Now that we’ve completed our first year of testing, I want to assure you that it is not as difficult as you may think it is. The tests are fairly easy to order, administer, and submit. Our kids did very well on them and it was a nice reassurance to me that we are doing well in our decision to homeschool. I do have a few areas to work on, and that is a good thing to find out as well.

Please note: This post is not to be considered as legal advice. You will need to check for testing requirements in your state.


  1. Erica, Thank you so much for this information. I have been terrified to figure out all of these testing needs. It is now required in the state of SC and i needed this very much. I am not so scared anymore.

    As a side note, I am new to the your blog ( any for that matter) and I am loving your commentary and ideas. Thank you so much for your time and sharing your love for teaching your children. I am looking forward to the school year “with you.”

    1. Well see there, I was misinformed. I just looked up your website recommendation and found it’s not required at all for us. But I want to purchase the practice ones, to keep track of her progress. Thanks again!

  2. I was just thinking about this last week. ….not that we need to test right now since we’re still doing K4 and PA only requires testing in grades 3. 5. and 8. But the post prompted me to look up the list of approved tests since I had heard that the list had changed recently. We have 8 different tests to choose from, which surprised me.

  3. My son loves these tests…….lol. We test every other year and make a big day out of it (we do about 3 days) and have special lunches and fun stuff. I make it out to be an exciting thing and he has fun. Last year we tested another homeschooler and made a fun time out of it. This boy was 13yrs old and had never tested before, he had no idea how to fill in the ovals or any of that. So that was great to learn for him, since when it would be time for the ACT or SAT they don’t show you how to fill in the bubbles!

    I tell others that if they are worried about where the kids are, then test and go from there. If the results are not great, then guess what? You now have the much needed info on what areas to work on. No big deal.

  4. We live overseas and don’t have any testing requirements, but our kids take the Iowa tests every year at an international school near us. We see it a preparation for important standardized tests that they will take later. The test scores are also just another way for us to track progress.

  5. This is a great article! I live in a state where there is no regulations what so ever and for that reason I don’t plan to test my children till they are planning to exit the high school years. I appreciate your positive outlook on the testing.

  6. Thank you for sharing about your testing experience. It can be intimidating to home educators, so encouragement is definitely welcome. Our testing has been pretty positive, so that’s been good. There was a speaker at the homeschool conference this year who said that it was NOT a positive experience for his wife. She already knew where her kids were struggling and even had previous teaching experience and a degree. (Not that a degree is necessary. Stats are just as good for moms who don’t.) Anyway, the testing would stress her out and make her feel inadequate. Her husband helped her to see that it wasn’t positive for their family. So, they continued to follow state law for testing, but she wasn’t privy to the test results. Since she already knew where the kids needed help and they were continually improving, it helped her to be more positive and the kids did well. Just mentioning this for anyone who is in that boat. Not every home educated child will be at the top of the charts. But, with mama and daddy there to help them continually improve, that is still the best education for that child. 🙂

  7. I think this is an important step in the education process that can often be left out during home schooling. Every parent needs to do this at least once a year to ensure their educational process is working.

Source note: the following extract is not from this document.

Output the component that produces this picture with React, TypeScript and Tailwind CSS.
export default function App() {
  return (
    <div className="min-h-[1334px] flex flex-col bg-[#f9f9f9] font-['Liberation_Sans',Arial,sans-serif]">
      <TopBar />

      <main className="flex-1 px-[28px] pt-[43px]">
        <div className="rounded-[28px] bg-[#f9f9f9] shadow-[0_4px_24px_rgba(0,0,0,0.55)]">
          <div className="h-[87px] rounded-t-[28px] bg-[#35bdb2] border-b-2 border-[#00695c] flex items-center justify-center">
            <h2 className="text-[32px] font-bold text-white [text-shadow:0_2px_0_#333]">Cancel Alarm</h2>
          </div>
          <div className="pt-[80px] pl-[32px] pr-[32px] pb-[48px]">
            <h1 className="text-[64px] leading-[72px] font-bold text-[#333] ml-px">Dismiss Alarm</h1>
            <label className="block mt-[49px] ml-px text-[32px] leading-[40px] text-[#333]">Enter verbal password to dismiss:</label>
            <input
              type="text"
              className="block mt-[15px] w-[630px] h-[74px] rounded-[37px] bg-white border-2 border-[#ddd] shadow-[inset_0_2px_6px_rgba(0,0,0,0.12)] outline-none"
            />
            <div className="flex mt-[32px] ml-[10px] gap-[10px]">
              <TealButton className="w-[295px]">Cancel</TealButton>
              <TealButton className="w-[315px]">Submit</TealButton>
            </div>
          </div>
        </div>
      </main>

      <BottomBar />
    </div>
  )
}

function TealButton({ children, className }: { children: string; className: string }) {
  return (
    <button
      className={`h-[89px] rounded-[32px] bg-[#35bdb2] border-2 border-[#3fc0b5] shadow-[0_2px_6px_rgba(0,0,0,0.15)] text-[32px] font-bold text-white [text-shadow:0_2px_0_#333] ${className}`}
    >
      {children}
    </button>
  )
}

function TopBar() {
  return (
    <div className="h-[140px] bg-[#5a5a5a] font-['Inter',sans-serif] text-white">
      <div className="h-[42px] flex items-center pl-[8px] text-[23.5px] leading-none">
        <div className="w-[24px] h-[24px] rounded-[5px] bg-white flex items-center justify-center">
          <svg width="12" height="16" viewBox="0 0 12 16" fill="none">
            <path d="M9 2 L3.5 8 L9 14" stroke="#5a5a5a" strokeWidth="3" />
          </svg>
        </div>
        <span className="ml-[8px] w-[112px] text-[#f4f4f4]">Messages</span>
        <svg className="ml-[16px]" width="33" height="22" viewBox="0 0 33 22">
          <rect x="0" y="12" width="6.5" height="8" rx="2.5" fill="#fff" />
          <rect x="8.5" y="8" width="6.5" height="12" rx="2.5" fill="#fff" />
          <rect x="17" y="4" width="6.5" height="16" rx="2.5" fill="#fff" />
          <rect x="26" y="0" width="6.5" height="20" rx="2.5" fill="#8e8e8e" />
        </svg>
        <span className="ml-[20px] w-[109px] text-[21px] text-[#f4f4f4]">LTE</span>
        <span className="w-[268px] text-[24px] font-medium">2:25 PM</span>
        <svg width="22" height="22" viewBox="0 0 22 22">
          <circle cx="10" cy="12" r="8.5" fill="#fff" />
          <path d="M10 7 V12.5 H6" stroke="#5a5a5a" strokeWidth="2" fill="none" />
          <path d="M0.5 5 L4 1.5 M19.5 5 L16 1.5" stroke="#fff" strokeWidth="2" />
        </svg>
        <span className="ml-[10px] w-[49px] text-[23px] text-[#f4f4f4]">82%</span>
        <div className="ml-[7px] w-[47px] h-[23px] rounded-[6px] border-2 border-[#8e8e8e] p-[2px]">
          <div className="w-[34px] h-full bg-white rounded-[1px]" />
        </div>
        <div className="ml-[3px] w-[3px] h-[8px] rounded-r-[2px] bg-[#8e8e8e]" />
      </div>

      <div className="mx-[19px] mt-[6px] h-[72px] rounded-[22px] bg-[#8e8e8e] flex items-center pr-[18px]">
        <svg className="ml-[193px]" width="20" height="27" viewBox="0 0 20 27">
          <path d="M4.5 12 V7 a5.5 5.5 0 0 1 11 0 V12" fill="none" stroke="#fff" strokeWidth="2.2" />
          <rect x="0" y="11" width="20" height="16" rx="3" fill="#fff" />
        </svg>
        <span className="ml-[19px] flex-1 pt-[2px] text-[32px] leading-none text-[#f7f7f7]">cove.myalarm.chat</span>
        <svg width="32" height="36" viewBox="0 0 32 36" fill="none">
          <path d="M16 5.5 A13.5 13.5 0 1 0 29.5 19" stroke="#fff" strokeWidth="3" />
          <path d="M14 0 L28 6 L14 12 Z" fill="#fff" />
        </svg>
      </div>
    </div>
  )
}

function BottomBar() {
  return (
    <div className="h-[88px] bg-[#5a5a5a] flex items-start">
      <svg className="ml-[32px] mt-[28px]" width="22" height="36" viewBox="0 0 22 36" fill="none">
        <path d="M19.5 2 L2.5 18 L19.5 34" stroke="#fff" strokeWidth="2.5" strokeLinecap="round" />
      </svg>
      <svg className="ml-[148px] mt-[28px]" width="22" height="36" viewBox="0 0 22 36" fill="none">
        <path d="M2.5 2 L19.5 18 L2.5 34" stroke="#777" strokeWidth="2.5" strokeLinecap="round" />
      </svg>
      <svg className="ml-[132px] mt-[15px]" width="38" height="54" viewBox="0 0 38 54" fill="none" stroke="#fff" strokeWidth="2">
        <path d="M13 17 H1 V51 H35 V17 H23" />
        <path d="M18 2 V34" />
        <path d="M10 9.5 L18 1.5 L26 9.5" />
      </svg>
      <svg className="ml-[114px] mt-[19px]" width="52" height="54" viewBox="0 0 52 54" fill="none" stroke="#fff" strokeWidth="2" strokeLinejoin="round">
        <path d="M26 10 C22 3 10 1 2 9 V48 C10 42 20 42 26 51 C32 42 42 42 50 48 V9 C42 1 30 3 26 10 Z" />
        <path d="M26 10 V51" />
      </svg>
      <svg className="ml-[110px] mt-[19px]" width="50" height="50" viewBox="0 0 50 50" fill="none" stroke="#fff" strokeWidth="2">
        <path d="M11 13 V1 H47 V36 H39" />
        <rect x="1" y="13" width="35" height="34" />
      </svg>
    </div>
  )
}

  8. I came over here to read this post from the blog you sent out today. I have a question. Since I do not have a college teaching degree, will I be able to administer these tests to my children? My state does not require testing, but it is something I think is necessary for prep and for my own knowledge of how my children are doing. What do you suggest?

    1. Hi Rebekah,
      You don’t need a teaching degree, but you do need a Bachelor’s degree in something in order to do the Staford or Iowa tests. If you don’t have a BA in anything, then you could still administer the CAT tests.

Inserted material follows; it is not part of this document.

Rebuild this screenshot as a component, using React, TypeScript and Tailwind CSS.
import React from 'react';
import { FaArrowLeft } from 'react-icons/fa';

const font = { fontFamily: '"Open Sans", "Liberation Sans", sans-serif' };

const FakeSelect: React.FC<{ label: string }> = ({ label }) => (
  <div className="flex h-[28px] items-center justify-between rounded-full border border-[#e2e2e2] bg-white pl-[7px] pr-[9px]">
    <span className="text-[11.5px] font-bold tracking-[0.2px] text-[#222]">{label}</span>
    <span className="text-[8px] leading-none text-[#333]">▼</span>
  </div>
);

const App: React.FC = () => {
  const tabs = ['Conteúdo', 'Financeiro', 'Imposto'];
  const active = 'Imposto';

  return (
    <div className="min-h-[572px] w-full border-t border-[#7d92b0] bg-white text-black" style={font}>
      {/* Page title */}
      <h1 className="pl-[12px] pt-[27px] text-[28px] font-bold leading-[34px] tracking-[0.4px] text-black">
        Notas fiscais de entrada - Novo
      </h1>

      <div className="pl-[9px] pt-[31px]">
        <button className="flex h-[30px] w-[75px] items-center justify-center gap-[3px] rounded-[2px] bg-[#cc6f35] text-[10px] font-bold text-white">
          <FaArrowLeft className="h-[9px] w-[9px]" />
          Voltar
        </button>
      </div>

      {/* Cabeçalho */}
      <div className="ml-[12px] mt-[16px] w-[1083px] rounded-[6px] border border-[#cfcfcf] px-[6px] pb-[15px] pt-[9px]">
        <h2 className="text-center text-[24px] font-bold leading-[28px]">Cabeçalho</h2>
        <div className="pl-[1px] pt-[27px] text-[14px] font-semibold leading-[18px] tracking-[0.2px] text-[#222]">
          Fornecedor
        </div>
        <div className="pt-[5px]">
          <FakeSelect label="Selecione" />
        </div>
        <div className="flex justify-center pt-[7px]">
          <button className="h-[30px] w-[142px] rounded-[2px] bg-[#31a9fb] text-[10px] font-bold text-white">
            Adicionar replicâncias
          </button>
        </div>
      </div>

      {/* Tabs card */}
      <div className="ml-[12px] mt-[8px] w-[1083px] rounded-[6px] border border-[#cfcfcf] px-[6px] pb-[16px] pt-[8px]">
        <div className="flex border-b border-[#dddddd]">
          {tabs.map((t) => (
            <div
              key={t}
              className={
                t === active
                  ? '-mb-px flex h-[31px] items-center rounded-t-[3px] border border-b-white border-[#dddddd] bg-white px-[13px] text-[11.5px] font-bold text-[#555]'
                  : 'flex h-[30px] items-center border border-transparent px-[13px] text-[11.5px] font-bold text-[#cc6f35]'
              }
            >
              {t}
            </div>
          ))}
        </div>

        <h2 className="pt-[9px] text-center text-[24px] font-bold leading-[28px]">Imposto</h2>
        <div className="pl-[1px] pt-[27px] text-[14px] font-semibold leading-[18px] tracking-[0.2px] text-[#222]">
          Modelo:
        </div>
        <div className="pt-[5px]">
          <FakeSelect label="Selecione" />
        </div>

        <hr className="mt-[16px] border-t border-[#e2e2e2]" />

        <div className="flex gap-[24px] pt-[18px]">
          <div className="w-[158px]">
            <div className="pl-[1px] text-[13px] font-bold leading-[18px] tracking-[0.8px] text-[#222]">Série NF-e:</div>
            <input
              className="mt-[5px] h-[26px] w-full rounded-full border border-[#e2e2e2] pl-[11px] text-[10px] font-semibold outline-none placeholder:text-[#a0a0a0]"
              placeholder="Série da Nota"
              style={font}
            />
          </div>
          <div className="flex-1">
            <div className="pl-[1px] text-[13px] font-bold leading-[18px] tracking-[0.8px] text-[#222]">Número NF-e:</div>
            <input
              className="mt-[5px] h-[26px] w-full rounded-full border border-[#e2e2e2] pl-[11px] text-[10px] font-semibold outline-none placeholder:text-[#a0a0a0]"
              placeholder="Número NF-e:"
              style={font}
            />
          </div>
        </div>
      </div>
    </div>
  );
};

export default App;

  9. Just wanted to warn people about ordering the Iowa tests from BJU Press. They are definitely profit oriented. I was charged an extra $30 because I ordered my kid’s tests 4 weeks before I was to administer them. (Mind you I tried to order them earlier) Then they sent me damaged, wrinkled and tattered books that were written and erased in multiple times. They sat on my dining room table for 3 weeks (which I had to pay $30 extra to look at them sitting there for weeks) Then they had the audacity to hold my test scores hostage until I paid an extra $9 because I returned the books in the exact same condition I received them. I am furious with them. Beware, they nickle and dime people and that doesn’t sit well with me from a supposedly Christian organization.

    Melinda Algera
    1. Hi Melinda,
      That’s such a bummer! I’ve ordered from them for years and never had any issues. I do order them a bit early, they take about 2 weeks to get here. So I just order them about 2 weeks before I want to test, but I’ve never been charged extra for ordering too early. There is a time frame you have to ship them back by, I’m guessing to try and prevent people from copying materials, as well as to get them back in a timely manner so they can be resent out to other testers, so that must be why. Sorry you had a bad experience.

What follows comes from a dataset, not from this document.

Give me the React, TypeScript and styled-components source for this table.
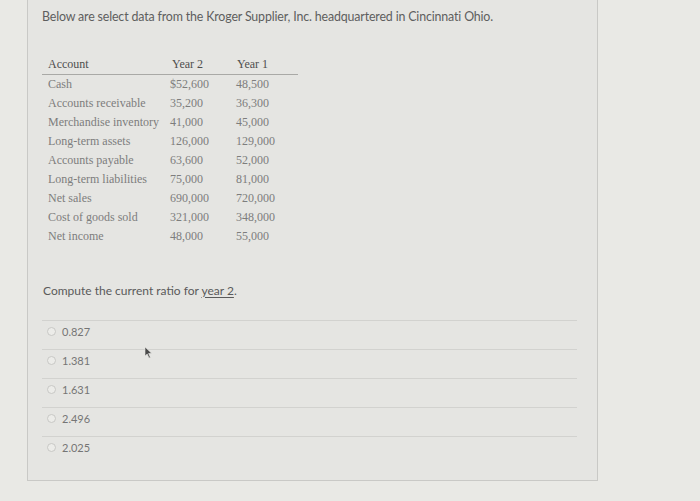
import styled, { createGlobalStyle } from 'styled-components';

type Row = { account: string; year2: string; year1: string };

const rows: Row[] = [
  { account: 'Cash', year2: '$52,600', year1: '48,500' },
  { account: 'Accounts receivable', year2: '35,200', year1: '36,300' },
  { account: 'Merchandise inventory', year2: '41,000', year1: '45,000' },
  { account: 'Long-term assets', year2: '126,000', year1: '129,000' },
  { account: 'Accounts payable', year2: '63,600', year1: '52,000' },
  { account: 'Long-term liabilities', year2: '75,000', year1: '81,000' },
  { account: 'Net sales', year2: '690,000', year1: '720,000' },
  { account: 'Cost of goods sold', year2: '321,000', year1: '348,000' },
  { account: 'Net income', year2: '48,000', year1: '55,000' },
];

const choices = ['0.827', '1.381', '1.631', '2.496', '2.025'];

const GlobalStyle = createGlobalStyle`
  html, body {
    margin: 0;
    padding: 0;
    background: #e9e9e5;
  }
`;

const Page = styled.div`
  position: relative;
  width: 700px;
  height: 501px;
  overflow: hidden;
  font-family: Lato, 'Open Sans', sans-serif;
`;

const Panel = styled.div`
  margin-left: 27px;
  width: 571px;
  box-sizing: border-box;
  padding: 9px 20px 15px 14px;
  background: #e5e5e2;
  border: 1px solid #c9c9c6;
  border-top: none;
`;

const Intro = styled.p`
  margin: 0;
  font-size: 12.4px;
  line-height: 16px;
  color: #5e5e5e;
  letter-spacing: -0.15px;
`;

const DataTable = styled.table`
  margin-top: 30px;
  border-collapse: collapse;
  font-family: 'Liberation Serif', 'Times New Roman', serif;
  font-size: 12px;
  color: #7d7d7d;
`;

const HeadCell = styled.th<{ $w: number; $pl?: number }>`
  width: ${({ $w }) => $w}px;
  box-sizing: border-box;
  padding: 0 0 0 ${({ $pl }) => $pl ?? 6}px;
  height: 19px;
  text-align: left;
  font-weight: normal;
  color: #4e4e4e;
  border-bottom: 1px solid #a9a9a6;
`;

const Cell = styled.td<{ $pl?: number }>`
  padding: 0 0 0 ${({ $pl }) => $pl ?? 6}px;
  height: 19px;
  white-space: nowrap;
`;

const Question = styled.p`
  margin: 37px 0 21px 1px;
  font-size: 12px;
  line-height: 16px;
  color: #5a5a5a;
`;

const Underlined = styled.span`
  text-decoration: underline;
  text-underline-offset: 2px;
`;

const Choice = styled.label`
  display: flex;
  align-items: flex-start;
  height: 29px;
  box-sizing: border-box;
  padding: 4px 0 0 5px;
  border-top: 1px solid #d2d2cf;
  font-size: 11px;
  line-height: 14px;
  color: #757575;
`;

const Radio = styled.span`
  width: 9px;
  height: 9px;
  margin: 2px 6px 0 0;
  border-radius: 50%;
  border: 1px solid #c8c8c5;
  background: #ecece9;
  box-sizing: border-box;
`;

const Cursor = styled.svg`
  position: absolute;
  left: 144px;
  top: 346px;
`;

export default function App() {
  return (
    <Page>
      <GlobalStyle />
      <Panel>
        <Intro>
          Below are select data from the Kroger Supplier, Inc. headquartered in Cincinnati Ohio.
        </Intro>
        <DataTable>
          <thead>
            <tr>
              <HeadCell $w={122}>Account</HeadCell>
              <HeadCell $w={66} $pl={8}>Year 2</HeadCell>
              <HeadCell $w={68} $pl={7}>Year 1</HeadCell>
            </tr>
          </thead>
          <tbody>
            {rows.map((r) => (
              <tr key={r.account}>
                <Cell>{r.account}</Cell>
                <Cell $pl={6}>{r.year2}</Cell>
                <Cell $pl={6}>{r.year1}</Cell>
              </tr>
            ))}
          </tbody>
        </DataTable>
        <Question>
          Compute the current ratio for <Underlined>year 2</Underlined>.
        </Question>
        {choices.map((c) => (
          <Choice key={c}>
            <Radio />
            {c}
          </Choice>
        ))}
      </Panel>
      <Cursor width="9" height="13" viewBox="0 0 9 13">
        <path d="M1 1 L1 10 L3.2 8 L5 12 L6.4 11.4 L4.6 7.5 L7.6 7.3 Z" fill="#4a4a4a" stroke="#e5e5e2" strokeWidth="0.6" />
      </Cursor>
    </Page>
  );
}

      1. LOL! Okay, I shouldn’t have said anything. This year we did get charged for marks in one of the test booklets. They charged me $9 to replace the book. But that’s the first time we’ve had that happen.

    2. We’ve had similar experiences with BJU Press testing materials. Last year they claimed damage upon receipt of the returned materials and charged us for a whole new set. This year, I thought I was covered with all the USPS insurance, tracking, etc., but then they claimed that pages had impressions, as if one had written answers on a paper laid atop the booklet. Our child didn’t do this, and we didn’t notice it during the time we had the packet. For this they charged $13. Not sure what BJU will do with the $13 – I wouldn’t think impressions could be repaired.